Bartók's spine-chilling one-act opera, Duke Bluebeard's Castle has become a 20th century masterpiece and has satisfied Bartók's dream of establishing a true Hungarian-language opera.

In 1911, Bela Bartók submitted an opera to a Hungarian National Competition. A one-act work, this hour-long adaptation of a Charles Perrault fairy tale didn't win the contest, but nonetheless, Duke Bluebeard's Castle has gone on to become a genuine 20th-century masterpiece, and Bartók's dream of establishing a true Hungarian-language opera has been realised.

Librettist Béla Balázs, influenced by his peer Endre Ady, embraced the French symbolists as a model for his work. Balázs' source of the Bluebeard story was the symbolist poet Maeterlinck's Ariane et Barbe-bleue, an adaptation of Perrault's fairy tale. Maeterlinck's version was originally considered, and then rejected, by Grieg. It was written for the poet's companion, Georgette Leblanc, an actress and singer. Maeterlinck even enigmatically claimed that the story was based on actual experiences of Leblanc. Balázs' play, Duke Bluebeard's Castle, was first published in the journal, Színjáték (The Drama), in June 1910. The author dedicated the play to both Bartók and Kodály, fully expecting Kodály to set it to music, but it was Bartók who was drawn to the story.

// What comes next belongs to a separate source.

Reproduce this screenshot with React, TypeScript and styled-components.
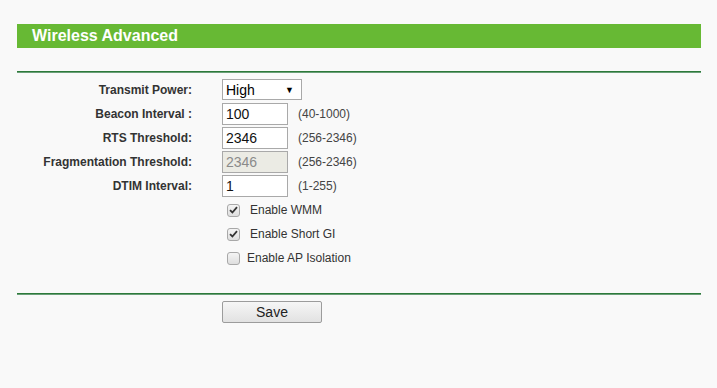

Bartók's spine-chilling one-act opera Duke Bluebeard's Castle teels the story of  Judith, the young new wife of the menacing Duke Bluebeard who  unlocks the seven forbidden doors in her husband’s castle and is eventually confronted by the women he has already loved and murdered. Bartók’s powerful, gripping and accessible music brilliantly conveys the growing tension and impending doom that pervades the opera.